--- start of Extracted information ---
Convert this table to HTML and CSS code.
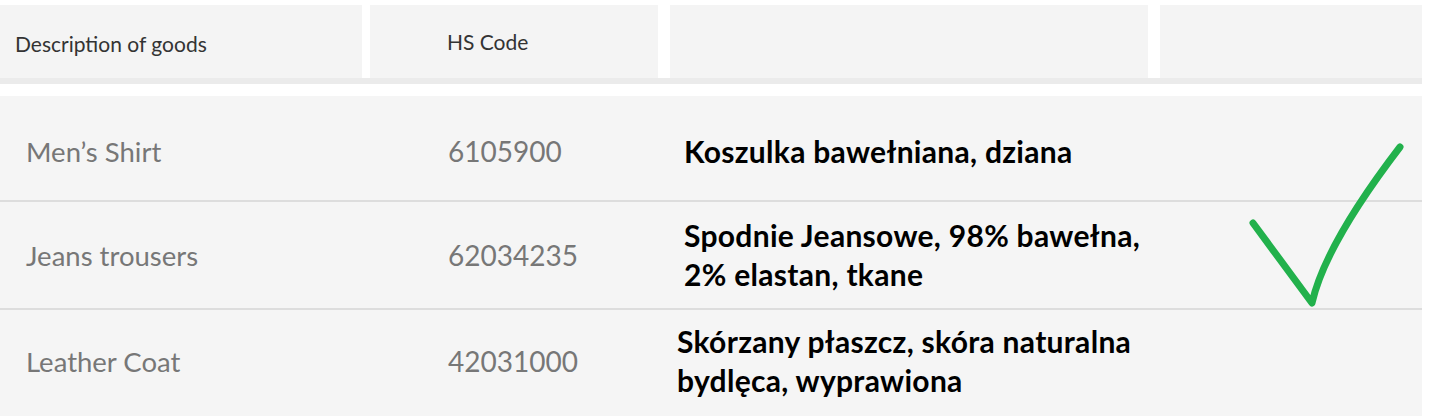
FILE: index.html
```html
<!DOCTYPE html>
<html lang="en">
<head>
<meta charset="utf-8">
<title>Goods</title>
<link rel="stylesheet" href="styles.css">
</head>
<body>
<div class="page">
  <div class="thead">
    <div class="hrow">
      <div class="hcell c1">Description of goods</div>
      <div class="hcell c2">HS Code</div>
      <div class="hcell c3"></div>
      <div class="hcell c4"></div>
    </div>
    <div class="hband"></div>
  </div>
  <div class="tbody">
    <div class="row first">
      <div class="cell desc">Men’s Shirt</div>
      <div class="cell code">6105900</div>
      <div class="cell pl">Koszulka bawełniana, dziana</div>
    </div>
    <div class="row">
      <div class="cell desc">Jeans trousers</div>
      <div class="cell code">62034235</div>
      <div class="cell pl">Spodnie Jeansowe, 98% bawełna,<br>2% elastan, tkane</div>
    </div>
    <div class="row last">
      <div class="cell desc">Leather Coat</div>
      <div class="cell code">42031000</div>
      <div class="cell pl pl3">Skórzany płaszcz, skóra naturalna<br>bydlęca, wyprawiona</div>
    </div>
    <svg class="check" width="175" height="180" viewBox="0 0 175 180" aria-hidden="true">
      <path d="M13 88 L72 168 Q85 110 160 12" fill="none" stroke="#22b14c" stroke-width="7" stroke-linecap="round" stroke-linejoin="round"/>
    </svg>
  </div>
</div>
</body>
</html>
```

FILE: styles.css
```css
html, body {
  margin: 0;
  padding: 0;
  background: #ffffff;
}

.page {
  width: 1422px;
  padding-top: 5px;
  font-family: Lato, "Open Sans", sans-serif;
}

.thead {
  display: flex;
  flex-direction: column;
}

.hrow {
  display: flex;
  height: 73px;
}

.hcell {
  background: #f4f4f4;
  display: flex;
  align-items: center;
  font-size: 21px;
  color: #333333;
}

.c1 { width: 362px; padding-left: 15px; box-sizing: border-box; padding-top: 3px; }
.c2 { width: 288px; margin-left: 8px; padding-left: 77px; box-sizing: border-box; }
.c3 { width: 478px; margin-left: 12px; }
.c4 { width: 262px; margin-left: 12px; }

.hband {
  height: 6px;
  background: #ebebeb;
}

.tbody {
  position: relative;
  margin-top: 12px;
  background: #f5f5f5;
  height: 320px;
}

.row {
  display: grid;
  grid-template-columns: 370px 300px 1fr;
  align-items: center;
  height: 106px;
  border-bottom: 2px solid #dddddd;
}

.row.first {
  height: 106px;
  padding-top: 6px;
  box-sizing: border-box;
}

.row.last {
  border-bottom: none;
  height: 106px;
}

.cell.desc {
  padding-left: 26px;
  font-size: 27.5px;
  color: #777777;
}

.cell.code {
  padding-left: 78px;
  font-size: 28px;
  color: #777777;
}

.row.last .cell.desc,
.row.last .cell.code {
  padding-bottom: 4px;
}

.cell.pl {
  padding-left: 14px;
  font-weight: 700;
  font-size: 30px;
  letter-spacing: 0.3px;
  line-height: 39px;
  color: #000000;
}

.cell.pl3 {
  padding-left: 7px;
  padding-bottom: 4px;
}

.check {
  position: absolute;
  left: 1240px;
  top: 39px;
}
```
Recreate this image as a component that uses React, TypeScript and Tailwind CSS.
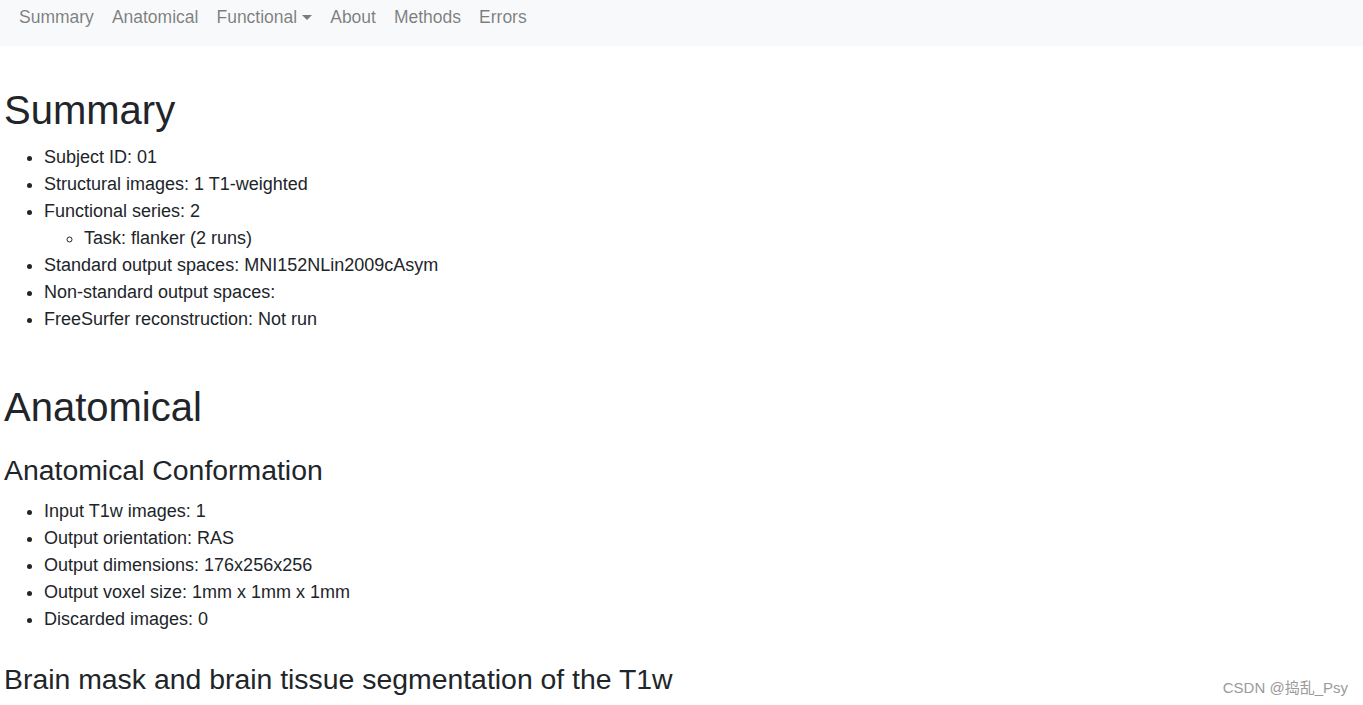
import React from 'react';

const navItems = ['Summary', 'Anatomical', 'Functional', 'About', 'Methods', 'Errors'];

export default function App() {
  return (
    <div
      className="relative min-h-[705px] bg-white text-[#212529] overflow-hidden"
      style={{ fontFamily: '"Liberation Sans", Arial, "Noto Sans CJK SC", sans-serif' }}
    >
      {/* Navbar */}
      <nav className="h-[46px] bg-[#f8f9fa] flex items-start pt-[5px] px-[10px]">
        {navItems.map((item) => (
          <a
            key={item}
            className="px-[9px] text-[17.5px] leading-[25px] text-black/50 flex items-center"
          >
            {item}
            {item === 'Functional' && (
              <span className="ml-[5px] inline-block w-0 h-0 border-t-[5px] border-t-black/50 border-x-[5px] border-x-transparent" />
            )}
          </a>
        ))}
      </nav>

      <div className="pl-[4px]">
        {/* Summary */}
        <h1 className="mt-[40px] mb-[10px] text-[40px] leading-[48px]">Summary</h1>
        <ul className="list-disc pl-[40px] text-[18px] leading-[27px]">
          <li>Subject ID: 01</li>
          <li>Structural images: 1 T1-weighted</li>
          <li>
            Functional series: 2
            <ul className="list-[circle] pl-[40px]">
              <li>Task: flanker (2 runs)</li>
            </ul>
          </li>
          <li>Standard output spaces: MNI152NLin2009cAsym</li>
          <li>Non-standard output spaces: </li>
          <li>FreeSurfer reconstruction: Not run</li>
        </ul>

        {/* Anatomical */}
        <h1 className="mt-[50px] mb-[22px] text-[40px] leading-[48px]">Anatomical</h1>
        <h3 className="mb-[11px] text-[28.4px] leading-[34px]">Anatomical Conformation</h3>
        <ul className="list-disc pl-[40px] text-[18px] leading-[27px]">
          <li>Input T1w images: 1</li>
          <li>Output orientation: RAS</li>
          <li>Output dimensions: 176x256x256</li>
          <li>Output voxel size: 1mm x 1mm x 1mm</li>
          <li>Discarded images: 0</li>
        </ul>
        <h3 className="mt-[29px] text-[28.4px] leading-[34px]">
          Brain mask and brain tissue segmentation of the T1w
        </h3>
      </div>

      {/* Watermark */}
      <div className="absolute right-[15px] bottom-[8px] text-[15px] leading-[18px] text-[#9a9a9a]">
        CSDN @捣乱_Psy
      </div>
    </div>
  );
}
--- end of Extracted information ---
_Goal:_
Pick out every line above that contains the word "this" and copy it.

_Solution to the problem:_
Convert this table to HTML and CSS code.
Recreate this image as a component that uses React, TypeScript and Tailwind CSS.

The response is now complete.